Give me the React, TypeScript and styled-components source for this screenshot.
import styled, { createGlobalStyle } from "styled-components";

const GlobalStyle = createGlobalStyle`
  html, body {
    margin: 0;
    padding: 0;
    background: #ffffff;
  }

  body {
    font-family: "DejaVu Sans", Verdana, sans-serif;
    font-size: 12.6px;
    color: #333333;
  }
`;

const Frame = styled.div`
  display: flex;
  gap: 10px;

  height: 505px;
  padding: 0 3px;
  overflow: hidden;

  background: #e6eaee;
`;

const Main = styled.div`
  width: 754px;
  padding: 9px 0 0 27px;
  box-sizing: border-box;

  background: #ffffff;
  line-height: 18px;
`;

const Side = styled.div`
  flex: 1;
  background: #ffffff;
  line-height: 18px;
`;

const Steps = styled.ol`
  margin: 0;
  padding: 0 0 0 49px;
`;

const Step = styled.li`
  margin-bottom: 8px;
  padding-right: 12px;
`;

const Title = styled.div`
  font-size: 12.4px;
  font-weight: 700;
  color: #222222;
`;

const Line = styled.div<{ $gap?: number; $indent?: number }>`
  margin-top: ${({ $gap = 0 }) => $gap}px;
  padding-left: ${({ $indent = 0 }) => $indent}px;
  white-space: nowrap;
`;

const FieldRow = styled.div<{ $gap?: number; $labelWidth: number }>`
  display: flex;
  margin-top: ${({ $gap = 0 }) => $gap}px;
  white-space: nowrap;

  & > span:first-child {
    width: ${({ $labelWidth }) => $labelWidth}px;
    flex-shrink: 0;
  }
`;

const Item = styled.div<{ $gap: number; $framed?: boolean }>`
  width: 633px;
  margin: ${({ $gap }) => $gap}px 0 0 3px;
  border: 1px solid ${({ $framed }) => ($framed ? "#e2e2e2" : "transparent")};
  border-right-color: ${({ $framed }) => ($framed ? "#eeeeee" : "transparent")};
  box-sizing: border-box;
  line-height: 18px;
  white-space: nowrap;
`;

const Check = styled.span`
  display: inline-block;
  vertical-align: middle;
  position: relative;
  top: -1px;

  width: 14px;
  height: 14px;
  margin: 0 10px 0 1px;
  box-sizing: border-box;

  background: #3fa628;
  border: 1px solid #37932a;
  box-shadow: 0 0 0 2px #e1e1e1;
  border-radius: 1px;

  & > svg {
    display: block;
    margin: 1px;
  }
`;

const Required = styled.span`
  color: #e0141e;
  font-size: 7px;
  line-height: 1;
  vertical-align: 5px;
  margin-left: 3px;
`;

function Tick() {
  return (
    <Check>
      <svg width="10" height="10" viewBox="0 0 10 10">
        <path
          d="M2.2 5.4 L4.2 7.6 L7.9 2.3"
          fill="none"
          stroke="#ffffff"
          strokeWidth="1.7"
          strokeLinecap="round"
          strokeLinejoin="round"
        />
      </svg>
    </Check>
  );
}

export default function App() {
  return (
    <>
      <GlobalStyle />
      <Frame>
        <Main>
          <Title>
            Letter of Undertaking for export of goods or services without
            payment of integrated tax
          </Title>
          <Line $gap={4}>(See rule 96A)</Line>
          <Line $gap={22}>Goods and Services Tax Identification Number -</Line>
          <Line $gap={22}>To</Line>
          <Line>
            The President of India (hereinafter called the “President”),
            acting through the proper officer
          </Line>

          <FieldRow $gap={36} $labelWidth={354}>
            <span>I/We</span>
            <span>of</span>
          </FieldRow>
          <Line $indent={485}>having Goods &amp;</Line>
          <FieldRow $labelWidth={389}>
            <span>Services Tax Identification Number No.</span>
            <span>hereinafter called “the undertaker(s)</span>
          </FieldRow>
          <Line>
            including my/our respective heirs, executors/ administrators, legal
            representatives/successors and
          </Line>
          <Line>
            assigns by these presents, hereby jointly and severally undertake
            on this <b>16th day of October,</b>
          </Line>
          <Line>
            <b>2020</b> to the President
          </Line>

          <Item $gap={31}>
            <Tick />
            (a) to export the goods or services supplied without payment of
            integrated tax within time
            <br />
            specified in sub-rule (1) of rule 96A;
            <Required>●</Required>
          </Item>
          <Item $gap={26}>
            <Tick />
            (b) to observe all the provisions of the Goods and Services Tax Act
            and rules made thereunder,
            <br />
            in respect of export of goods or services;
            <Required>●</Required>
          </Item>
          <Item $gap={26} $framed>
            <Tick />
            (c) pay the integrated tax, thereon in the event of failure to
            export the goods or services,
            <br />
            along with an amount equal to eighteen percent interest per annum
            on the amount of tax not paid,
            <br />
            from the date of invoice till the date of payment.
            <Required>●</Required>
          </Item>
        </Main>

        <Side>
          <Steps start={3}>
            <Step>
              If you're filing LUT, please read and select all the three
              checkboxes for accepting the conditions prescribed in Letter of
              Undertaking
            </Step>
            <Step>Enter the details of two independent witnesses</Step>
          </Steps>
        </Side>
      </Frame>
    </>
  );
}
○ ○ ○ ○ ○ ○ ○
■ Your objective
Type out the material again exactly as presented.

■ Answer to this exercise
Give me the React, TypeScript and styled-components source for this screenshot.
import styled, { createGlobalStyle } from "styled-components";

const GlobalStyle = createGlobalStyle`
  html, body {
    margin: 0;
    padding: 0;
    background: #ffffff;
  }

  body {
    font-family: "DejaVu Sans", Verdana, sans-serif;
    font-size: 12.6px;
    color: #333333;
  }
`;

const Frame = styled.div`
  display: flex;
  gap: 10px;

  height: 505px;
  padding: 0 3px;
  overflow: hidden;

  background: #e6eaee;
`;

const Main = styled.div`
  width: 754px;
  padding: 9px 0 0 27px;
  box-sizing: border-box;

  background: #ffffff;
  line-height: 18px;
`;

const Side = styled.div`
  flex: 1;
  background: #ffffff;
  line-height: 18px;
`;

const Steps = styled.ol`
  margin: 0;
  padding: 0 0 0 49px;
`;

const Step = styled.li`
  margin-bottom: 8px;
  padding-right: 12px;
`;

const Title = styled.div`
  font-size: 12.4px;
  font-weight: 700;
  color: #222222;
`;

const Line = styled.div<{ $gap?: number; $indent?: number }>`
  margin-top: ${({ $gap = 0 }) => $gap}px;
  padding-left: ${({ $indent = 0 }) => $indent}px;
  white-space: nowrap;
`;

const FieldRow = styled.div<{ $gap?: number; $labelWidth: number }>`
  display: flex;
  margin-top: ${({ $gap = 0 }) => $gap}px;
  white-space: nowrap;

  & > span:first-child {
    width: ${({ $labelWidth }) => $labelWidth}px;
    flex-shrink: 0;
  }
`;

const Item = styled.div<{ $gap: number; $framed?: boolean }>`
  width: 633px;
  margin: ${({ $gap }) => $gap}px 0 0 3px;
  border: 1px solid ${({ $framed }) => ($framed ? "#e2e2e2" : "transparent")};
  border-right-color: ${({ $framed }) => ($framed ? "#eeeeee" : "transparent")};
  box-sizing: border-box;
  line-height: 18px;
  white-space: nowrap;
`;

const Check = styled.span`
  display: inline-block;
  vertical-align: middle;
  position: relative;
  top: -1px;

  width: 14px;
  height: 14px;
  margin: 0 10px 0 1px;
  box-sizing: border-box;

  background: #3fa628;
  border: 1px solid #37932a;
  box-shadow: 0 0 0 2px #e1e1e1;
  border-radius: 1px;

  & > svg {
    display: block;
    margin: 1px;
  }
`;

const Required = styled.span`
  color: #e0141e;
  font-size: 7px;
  line-height: 1;
  vertical-align: 5px;
  margin-left: 3px;
`;

function Tick() {
  return (
    <Check>
      <svg width="10" height="10" viewBox="0 0 10 10">
        <path
          d="M2.2 5.4 L4.2 7.6 L7.9 2.3"
          fill="none"
          stroke="#ffffff"
          strokeWidth="1.7"
          strokeLinecap="round"
          strokeLinejoin="round"
        />
      </svg>
    </Check>
  );
}

export default function App() {
  return (
    <>
      <GlobalStyle />
      <Frame>
        <Main>
          <Title>
            Letter of Undertaking for export of goods or services without
            payment of integrated tax
          </Title>
          <Line $gap={4}>(See rule 96A)</Line>
          <Line $gap={22}>Goods and Services Tax Identification Number -</Line>
          <Line $gap={22}>To</Line>
          <Line>
            The President of India (hereinafter called the “President”),
            acting through the proper officer
          </Line>

          <FieldRow $gap={36} $labelWidth={354}>
            <span>I/We</span>
            <span>of</span>
          </FieldRow>
          <Line $indent={485}>having Goods &amp;</Line>
          <FieldRow $labelWidth={389}>
            <span>Services Tax Identification Number No.</span>
            <span>hereinafter called “the undertaker(s)</span>
          </FieldRow>
          <Line>
            including my/our respective heirs, executors/ administrators, legal
            representatives/successors and
          </Line>
          <Line>
            assigns by these presents, hereby jointly and severally undertake
            on this <b>16th day of October,</b>
          </Line>
          <Line>
            <b>2020</b> to the President
          </Line>

          <Item $gap={31}>
            <Tick />
            (a) to export the goods or services supplied without payment of
            integrated tax within time
            <br />
            specified in sub-rule (1) of rule 96A;
            <Required>●</Required>
          </Item>
          <Item $gap={26}>
            <Tick />
            (b) to observe all the provisions of the Goods and Services Tax Act
            and rules made thereunder,
            <br />
            in respect of export of goods or services;
            <Required>●</Required>
          </Item>
          <Item $gap={26} $framed>
            <Tick />
            (c) pay the integrated tax, thereon in the event of failure to
            export the goods or services,
            <br />
            along with an amount equal to eighteen percent interest per annum
            on the amount of tax not paid,
            <br />
            from the date of invoice till the date of payment.
            <Required>●</Required>
          </Item>
        </Main>

        <Side>
          <Steps start={3}>
            <Step>
              If you're filing LUT, please read and select all the three
              checkboxes for accepting the conditions prescribed in Letter of
              Undertaking
            </Step>
            <Step>Enter the details of two independent witnesses</Step>
          </Steps>
        </Side>
      </Frame>
    </>
  );
}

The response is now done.